• _Available data_
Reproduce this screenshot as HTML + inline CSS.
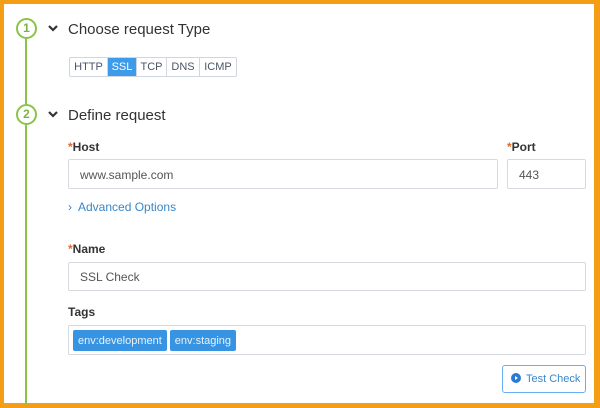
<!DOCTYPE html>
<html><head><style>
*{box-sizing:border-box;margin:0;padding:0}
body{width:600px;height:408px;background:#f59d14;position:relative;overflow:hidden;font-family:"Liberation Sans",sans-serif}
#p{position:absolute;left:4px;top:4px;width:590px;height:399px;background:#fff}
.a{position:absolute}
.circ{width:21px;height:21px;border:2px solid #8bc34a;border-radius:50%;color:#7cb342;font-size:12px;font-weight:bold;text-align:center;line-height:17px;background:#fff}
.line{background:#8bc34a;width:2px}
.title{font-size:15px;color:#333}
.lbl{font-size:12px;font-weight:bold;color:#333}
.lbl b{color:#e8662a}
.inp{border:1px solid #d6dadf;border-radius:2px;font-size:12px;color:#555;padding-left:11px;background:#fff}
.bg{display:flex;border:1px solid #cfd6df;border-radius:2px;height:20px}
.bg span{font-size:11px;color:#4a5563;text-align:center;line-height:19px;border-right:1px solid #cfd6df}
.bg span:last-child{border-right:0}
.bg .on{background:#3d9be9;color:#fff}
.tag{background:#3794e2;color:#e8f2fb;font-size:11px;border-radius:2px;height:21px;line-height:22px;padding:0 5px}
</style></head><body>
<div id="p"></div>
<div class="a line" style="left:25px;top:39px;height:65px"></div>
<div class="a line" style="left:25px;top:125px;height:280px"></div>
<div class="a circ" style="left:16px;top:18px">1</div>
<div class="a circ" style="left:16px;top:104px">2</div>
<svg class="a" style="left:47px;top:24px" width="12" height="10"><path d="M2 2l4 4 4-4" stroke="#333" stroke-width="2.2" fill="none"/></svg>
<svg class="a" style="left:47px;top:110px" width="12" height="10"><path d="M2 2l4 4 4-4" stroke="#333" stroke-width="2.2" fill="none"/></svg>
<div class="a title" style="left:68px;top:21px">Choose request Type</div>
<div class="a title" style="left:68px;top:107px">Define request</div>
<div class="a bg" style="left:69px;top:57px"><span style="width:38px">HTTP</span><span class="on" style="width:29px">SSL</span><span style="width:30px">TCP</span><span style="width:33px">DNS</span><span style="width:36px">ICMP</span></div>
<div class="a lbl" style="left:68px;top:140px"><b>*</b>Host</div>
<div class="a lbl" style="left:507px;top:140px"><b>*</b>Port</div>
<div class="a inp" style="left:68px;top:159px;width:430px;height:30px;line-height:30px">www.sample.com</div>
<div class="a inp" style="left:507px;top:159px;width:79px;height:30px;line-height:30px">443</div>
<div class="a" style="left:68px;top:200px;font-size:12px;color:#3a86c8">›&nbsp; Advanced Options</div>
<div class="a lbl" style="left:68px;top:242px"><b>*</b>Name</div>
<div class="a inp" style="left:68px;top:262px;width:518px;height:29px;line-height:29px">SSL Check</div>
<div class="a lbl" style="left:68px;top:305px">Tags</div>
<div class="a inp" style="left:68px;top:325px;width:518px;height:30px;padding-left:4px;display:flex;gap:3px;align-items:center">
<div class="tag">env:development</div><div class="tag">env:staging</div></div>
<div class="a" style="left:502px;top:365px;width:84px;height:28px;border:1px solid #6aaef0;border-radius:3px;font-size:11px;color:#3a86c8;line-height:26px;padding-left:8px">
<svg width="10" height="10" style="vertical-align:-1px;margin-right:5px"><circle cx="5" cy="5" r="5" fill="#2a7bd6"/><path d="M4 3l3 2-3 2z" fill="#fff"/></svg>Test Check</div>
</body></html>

• _Challenge_
Copy every line above word for word and exclude the pictures.

• _Task output_
Reproduce this screenshot as HTML + inline CSS.
<!DOCTYPE html>
<html><head><style>
*{box-sizing:border-box;margin:0;padding:0}
body{width:600px;height:408px;background:#f59d14;position:relative;overflow:hidden;font-family:"Liberation Sans",sans-serif}
#p{position:absolute;left:4px;top:4px;width:590px;height:399px;background:#fff}
.a{position:absolute}
.circ{width:21px;height:21px;border:2px solid #8bc34a;border-radius:50%;color:#7cb342;font-size:12px;font-weight:bold;text-align:center;line-height:17px;background:#fff}
.line{background:#8bc34a;width:2px}
.title{font-size:15px;color:#333}
.lbl{font-size:12px;font-weight:bold;color:#333}
.lbl b{color:#e8662a}
.inp{border:1px solid #d6dadf;border-radius:2px;font-size:12px;color:#555;padding-left:11px;background:#fff}
.bg{display:flex;border:1px solid #cfd6df;border-radius:2px;height:20px}
.bg span{font-size:11px;color:#4a5563;text-align:center;line-height:19px;border-right:1px solid #cfd6df}
.bg span:last-child{border-right:0}
.bg .on{background:#3d9be9;color:#fff}
.tag{background:#3794e2;color:#e8f2fb;font-size:11px;border-radius:2px;height:21px;line-height:22px;padding:0 5px}
</style></head><body>
<div id="p"></div>
<div class="a line" style="left:25px;top:39px;height:65px"></div>
<div class="a line" style="left:25px;top:125px;height:280px"></div>
<div class="a circ" style="left:16px;top:18px">1</div>
<div class="a circ" style="left:16px;top:104px">2</div>
<svg class="a" style="left:47px;top:24px" width="12" height="10"><path d="M2 2l4 4 4-4" stroke="#333" stroke-width="2.2" fill="none"/></svg>
<svg class="a" style="left:47px;top:110px" width="12" height="10"><path d="M2 2l4 4 4-4" stroke="#333" stroke-width="2.2" fill="none"/></svg>
<div class="a title" style="left:68px;top:21px">Choose request Type</div>
<div class="a title" style="left:68px;top:107px">Define request</div>
<div class="a bg" style="left:69px;top:57px"><span style="width:38px">HTTP</span><span class="on" style="width:29px">SSL</span><span style="width:30px">TCP</span><span style="width:33px">DNS</span><span style="width:36px">ICMP</span></div>
<div class="a lbl" style="left:68px;top:140px"><b>*</b>Host</div>
<div class="a lbl" style="left:507px;top:140px"><b>*</b>Port</div>
<div class="a inp" style="left:68px;top:159px;width:430px;height:30px;line-height:30px">www.sample.com</div>
<div class="a inp" style="left:507px;top:159px;width:79px;height:30px;line-height:30px">443</div>
<div class="a" style="left:68px;top:200px;font-size:12px;color:#3a86c8">›&nbsp; Advanced Options</div>
<div class="a lbl" style="left:68px;top:242px"><b>*</b>Name</div>
<div class="a inp" style="left:68px;top:262px;width:518px;height:29px;line-height:29px">SSL Check</div>
<div class="a lbl" style="left:68px;top:305px">Tags</div>
<div class="a inp" style="left:68px;top:325px;width:518px;height:30px;padding-left:4px;display:flex;gap:3px;align-items:center">
<div class="tag">env:development</div><div class="tag">env:staging</div></div>
<div class="a" style="left:502px;top:365px;width:84px;height:28px;border:1px solid #6aaef0;border-radius:3px;font-size:11px;color:#3a86c8;line-height:26px;padding-left:8px">
<svg width="10" height="10" style="vertical-align:-1px;margin-right:5px"><circle cx="5" cy="5" r="5" fill="#2a7bd6"/><path d="M4 3l3 2-3 2z" fill="#fff"/></svg>Test Check</div>
</body></html>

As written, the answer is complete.